[ofa-general] Re: IPOIB CM (NOSRQ) patch -memory footprint

Wed May 23 22:38:19 PDT 2007

> Here are my thoughts about limiting the memory footprint for IPOIB CM
> (NOSRQ) patch:
> 
> By default, cap the NOSRQ memory usage to 1GB.

ppc systems I have, start crashing if you map as much as 300MB for DMA.

> The default recvq_size
> is set to 128. Therefore for 64KB packets this would imply a maximum of
> 128 endpoints.
> 
> -Make the maximum number of endpoints a module parameter with a default
> value of 128.
> 
> -The NOSRQ limit of 1GB is also made a module parameter. However, 1GB is
> the default limit and could be changed as needed (by the administrator)
> depending on the system configuration, application needs and so on.

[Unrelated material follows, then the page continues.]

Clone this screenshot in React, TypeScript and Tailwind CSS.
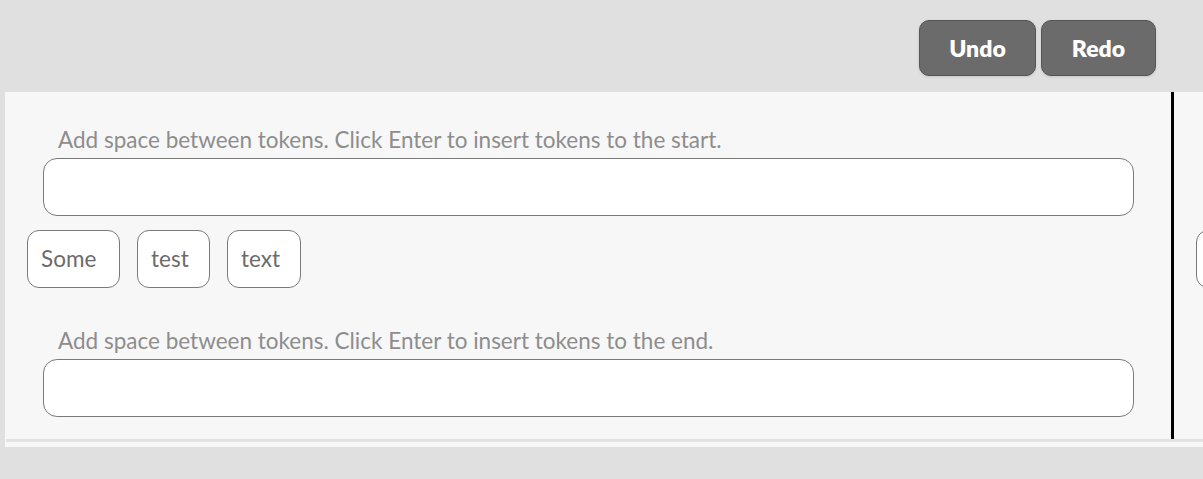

All this need for manual tuning is really going in the wrong direction:
we should be looking for ways to get rid of existing module
parameters, like using low watermark event to dynamically tune the RQ
depth.

> The
> server would return a "REJ" message upon receiving a "REQ", whenever one
> of these limits (i.e. max number of endpoints or the max NOSRQ memory
> usage) is reached. Currently, we only check for the maximum number of
> endpoints -hard coded to 1024.

So with limit sufficiently low, we hopefully will avoid crashing the server.
That's a progress, but what happens to the client when it gets this reject?

> -The IPOIB CM (NOSRQ) patch is practically transparent to HCAs that
> support SRQ like the Topspin HCA and, such HCAs should not be
> impacted at all.

I don't think it's that clean yet.

Here's an idea: implement "fake SRQ" for ehca in software: make post recv on srq
queue the WR, spread them evenly between QPs as they connect.  Once # of QPs
goes above some limit, create QP command will fail.  This would contain the mess
nicely inside ehca (I think you'll want to add a flag that lets software
figure out that SRQ is fake).

We will still be left with the basic problem of what to do
at the active side upon the reject, though.

> -Currently we allocate a default of 64KB for the ring buffer elements,
> and this buffer size is not linked to the mtu. In the future, we could
> allocate buffers based on the mtu and link that into the computation of
> the memory cap. This way customers who might want to use a smaller mtu
> could use a larger number of endpoints, or a larger recvq_size without
> exceeding the memory cap.

I think that conceptually, global MTU config is intended for outgoing packets,
not for the RX buffers. For example, how would we handle MTU changes?

> Would this approach address the issues of scalability and enable IPOIB
> CM to be turned as the default?

For IPoIB CM to be the default, it needs to work as well as datagram mode for
most usage scenarious. Unfortunately, your proposal above seems to fail to
satisfy this requirement: it will improve speed in some scenarious,
but will either increase the need for manual configuration drastically
or cause denial of service or use up huge amount of memory,
in others.

I think that to be able to use connected mode on ehca, what you need is

1. Find a way to make IPoIB fall back on datagram mode when you run out of
   resources.  This might need to be addressed at the protocol level.
2. Separate the noSRQ hacks more cleanly. I suggested some ways to do this
   earlier. Maybe, "fake srq" above will be a good way to solve it.

-- 
MST